-- Provided data start --

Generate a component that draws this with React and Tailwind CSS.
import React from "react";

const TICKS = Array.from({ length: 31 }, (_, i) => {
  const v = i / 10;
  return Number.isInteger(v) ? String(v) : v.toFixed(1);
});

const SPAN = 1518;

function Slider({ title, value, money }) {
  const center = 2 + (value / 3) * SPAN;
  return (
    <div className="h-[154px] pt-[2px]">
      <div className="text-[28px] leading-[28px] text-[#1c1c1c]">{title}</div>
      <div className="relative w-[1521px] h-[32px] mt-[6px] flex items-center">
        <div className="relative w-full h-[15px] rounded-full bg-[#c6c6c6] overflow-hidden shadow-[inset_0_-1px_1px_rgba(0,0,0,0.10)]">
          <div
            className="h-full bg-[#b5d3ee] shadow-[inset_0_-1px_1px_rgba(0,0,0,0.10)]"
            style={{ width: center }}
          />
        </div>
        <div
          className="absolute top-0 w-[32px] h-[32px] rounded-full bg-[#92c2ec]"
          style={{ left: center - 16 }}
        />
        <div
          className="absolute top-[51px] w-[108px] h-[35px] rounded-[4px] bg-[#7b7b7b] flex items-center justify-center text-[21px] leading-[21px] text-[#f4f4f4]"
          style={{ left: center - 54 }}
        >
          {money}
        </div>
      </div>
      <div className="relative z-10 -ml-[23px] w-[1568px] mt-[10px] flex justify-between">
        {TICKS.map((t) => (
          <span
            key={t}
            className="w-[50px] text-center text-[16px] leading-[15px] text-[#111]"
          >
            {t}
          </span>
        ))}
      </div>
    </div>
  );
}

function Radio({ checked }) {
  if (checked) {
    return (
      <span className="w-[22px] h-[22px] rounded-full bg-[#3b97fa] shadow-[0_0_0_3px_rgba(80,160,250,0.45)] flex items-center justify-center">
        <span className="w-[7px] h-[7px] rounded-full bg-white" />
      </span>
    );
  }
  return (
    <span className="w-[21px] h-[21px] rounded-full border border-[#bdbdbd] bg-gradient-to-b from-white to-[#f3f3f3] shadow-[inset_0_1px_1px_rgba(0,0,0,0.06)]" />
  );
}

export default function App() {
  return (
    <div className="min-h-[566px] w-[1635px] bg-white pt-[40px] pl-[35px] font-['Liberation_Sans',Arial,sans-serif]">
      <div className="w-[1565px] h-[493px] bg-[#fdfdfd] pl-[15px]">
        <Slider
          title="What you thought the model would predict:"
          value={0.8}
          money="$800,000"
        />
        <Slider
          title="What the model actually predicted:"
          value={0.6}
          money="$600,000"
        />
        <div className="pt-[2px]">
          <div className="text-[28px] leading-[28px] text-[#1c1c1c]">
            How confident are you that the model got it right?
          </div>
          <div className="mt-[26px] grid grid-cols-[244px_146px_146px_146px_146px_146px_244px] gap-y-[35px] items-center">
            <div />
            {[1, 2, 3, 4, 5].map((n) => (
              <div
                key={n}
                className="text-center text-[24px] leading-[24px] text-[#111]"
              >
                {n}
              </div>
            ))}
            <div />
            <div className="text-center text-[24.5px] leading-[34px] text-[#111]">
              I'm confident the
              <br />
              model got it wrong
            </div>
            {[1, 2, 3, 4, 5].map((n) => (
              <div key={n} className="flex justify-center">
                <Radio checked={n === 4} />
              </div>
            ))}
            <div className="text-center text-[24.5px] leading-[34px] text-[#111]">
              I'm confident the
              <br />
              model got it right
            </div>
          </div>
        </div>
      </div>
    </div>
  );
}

-- Provided data end --
-- Provided data start --

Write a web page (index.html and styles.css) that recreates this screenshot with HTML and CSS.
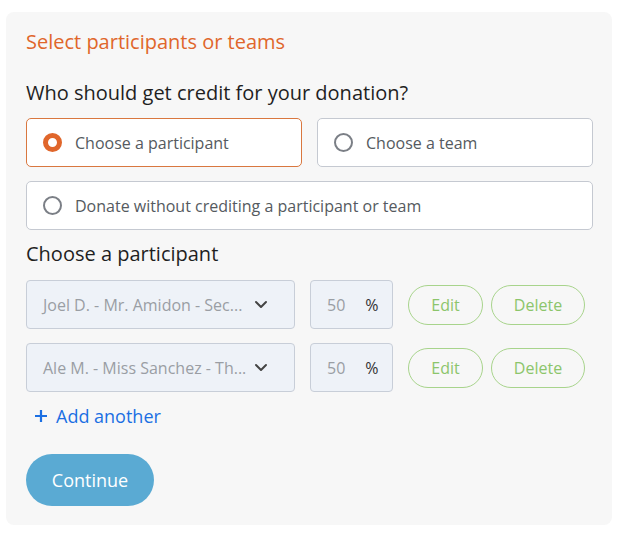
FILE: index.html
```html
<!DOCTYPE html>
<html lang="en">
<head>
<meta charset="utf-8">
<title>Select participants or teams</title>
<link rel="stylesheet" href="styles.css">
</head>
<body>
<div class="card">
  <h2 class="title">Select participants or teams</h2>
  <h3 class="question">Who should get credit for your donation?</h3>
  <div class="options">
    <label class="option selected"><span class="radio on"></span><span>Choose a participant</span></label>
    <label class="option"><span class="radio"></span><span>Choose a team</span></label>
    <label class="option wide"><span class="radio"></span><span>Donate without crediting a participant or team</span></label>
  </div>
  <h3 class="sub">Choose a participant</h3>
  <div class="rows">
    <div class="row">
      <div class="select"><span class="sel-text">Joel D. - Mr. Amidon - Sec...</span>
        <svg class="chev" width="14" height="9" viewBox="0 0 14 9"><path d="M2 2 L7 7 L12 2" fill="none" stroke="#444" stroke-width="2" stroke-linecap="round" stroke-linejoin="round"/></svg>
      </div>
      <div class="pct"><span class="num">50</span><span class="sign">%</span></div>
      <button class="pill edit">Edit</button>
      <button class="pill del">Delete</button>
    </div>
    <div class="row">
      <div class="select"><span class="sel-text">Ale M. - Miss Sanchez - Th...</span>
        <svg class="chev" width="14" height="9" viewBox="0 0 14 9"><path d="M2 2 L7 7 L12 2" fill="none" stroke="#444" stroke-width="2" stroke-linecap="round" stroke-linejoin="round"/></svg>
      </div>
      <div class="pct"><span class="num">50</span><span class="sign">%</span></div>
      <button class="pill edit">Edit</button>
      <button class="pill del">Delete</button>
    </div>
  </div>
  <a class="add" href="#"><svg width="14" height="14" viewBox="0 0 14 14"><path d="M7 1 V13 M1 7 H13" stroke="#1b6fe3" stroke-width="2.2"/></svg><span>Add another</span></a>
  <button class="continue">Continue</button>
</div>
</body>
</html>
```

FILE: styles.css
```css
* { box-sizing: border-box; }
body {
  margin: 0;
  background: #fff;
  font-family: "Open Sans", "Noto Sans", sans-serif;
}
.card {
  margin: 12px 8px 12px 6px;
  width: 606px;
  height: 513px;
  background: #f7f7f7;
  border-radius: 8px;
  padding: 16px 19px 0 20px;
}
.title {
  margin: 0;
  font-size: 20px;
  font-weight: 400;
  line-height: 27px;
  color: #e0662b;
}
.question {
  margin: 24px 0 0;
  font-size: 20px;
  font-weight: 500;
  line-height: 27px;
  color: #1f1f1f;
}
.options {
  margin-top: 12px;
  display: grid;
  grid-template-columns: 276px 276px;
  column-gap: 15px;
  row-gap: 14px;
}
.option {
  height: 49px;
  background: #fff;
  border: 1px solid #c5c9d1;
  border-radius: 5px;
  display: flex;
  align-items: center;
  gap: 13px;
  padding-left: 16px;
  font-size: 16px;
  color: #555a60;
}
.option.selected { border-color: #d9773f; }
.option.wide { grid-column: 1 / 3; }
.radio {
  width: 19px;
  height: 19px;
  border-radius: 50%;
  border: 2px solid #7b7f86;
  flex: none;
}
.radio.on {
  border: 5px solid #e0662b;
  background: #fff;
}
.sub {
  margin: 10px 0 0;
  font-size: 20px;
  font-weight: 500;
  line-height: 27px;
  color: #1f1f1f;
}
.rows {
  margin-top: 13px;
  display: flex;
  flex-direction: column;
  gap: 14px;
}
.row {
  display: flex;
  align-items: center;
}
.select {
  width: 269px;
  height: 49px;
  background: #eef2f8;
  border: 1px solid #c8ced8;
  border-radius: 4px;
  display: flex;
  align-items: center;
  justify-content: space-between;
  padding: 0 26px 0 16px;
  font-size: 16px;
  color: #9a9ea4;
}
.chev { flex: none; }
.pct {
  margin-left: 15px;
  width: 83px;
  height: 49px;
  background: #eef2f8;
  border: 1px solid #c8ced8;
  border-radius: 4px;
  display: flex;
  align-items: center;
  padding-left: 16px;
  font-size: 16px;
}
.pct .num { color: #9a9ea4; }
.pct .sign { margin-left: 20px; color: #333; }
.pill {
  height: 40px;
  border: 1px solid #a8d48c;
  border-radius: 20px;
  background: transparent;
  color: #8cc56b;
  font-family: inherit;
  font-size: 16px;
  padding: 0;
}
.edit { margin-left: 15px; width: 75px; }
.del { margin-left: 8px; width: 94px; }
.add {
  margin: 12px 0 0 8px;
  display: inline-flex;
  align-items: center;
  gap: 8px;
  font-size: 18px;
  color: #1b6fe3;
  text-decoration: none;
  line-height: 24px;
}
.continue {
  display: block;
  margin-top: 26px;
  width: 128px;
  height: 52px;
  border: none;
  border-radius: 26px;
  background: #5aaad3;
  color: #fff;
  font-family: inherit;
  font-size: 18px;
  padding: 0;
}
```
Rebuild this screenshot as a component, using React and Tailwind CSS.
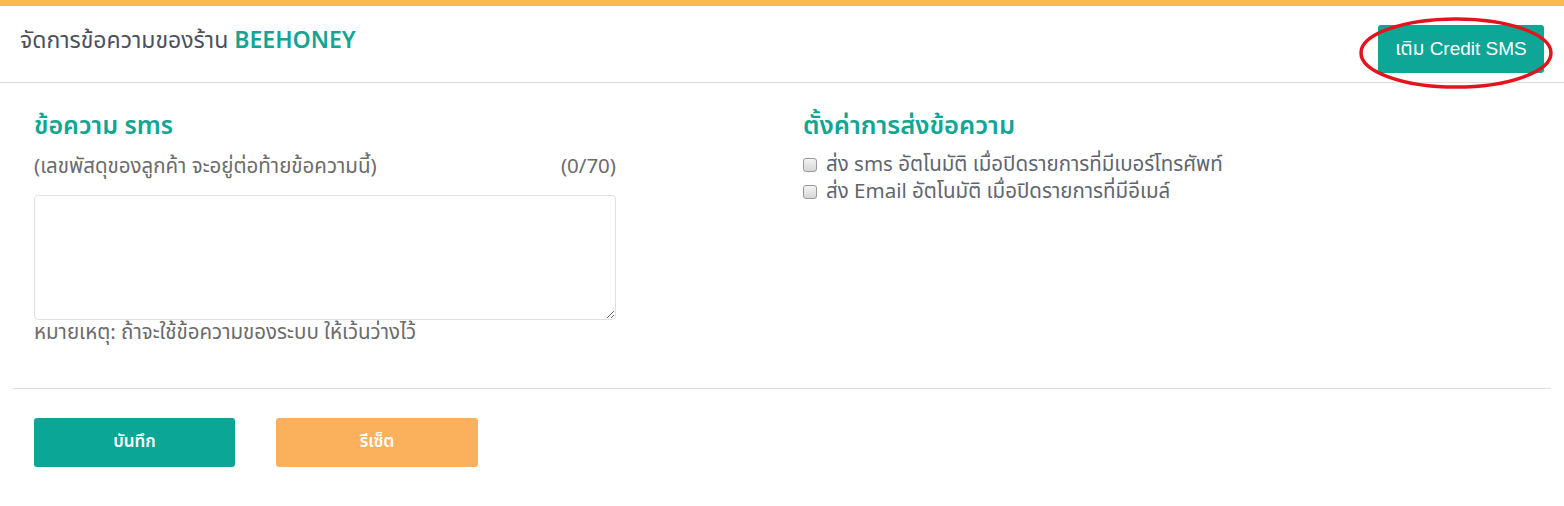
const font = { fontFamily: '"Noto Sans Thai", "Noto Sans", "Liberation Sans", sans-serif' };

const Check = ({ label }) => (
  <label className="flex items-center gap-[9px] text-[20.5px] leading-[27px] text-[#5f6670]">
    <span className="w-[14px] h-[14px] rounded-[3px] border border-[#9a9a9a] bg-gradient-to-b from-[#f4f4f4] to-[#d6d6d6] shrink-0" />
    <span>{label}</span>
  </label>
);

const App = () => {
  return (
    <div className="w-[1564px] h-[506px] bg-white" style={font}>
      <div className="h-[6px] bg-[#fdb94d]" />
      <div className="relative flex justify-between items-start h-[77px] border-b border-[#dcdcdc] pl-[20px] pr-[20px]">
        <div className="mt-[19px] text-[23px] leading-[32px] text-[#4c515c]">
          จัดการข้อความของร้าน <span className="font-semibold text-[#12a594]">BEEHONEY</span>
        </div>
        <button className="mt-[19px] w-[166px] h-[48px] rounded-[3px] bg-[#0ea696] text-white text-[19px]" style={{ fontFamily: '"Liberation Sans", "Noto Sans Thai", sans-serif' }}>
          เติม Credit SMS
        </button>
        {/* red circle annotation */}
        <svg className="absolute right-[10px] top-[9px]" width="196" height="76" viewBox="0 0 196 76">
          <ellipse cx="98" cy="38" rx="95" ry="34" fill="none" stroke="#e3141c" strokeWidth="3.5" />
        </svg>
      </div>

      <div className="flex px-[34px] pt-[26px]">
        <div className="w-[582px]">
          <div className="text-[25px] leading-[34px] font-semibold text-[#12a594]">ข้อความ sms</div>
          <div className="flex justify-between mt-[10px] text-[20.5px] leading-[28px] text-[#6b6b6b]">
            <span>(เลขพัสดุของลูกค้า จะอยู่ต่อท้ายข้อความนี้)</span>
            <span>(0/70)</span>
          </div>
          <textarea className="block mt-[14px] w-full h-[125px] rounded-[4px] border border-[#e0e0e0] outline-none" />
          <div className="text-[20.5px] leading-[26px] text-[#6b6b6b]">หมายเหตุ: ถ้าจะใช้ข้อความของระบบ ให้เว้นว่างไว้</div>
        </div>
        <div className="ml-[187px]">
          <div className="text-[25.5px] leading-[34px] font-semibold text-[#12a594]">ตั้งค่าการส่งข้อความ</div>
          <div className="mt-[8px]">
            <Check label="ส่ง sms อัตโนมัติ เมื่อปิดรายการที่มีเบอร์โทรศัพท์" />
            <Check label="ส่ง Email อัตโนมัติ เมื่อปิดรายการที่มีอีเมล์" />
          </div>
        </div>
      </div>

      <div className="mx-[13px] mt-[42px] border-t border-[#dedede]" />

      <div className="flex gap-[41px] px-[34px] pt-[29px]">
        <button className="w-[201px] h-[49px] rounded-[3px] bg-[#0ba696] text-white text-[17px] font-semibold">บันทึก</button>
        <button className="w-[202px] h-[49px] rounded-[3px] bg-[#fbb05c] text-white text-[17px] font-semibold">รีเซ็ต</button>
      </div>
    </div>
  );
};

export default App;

-- Provided data end --

**Required task:** Take every line that includes the string "Tailwind" and copy it.

**Response to this exercise:**
Generate a component that draws this with React and Tailwind CSS.
Rebuild this screenshot as a component, using React and Tailwind CSS.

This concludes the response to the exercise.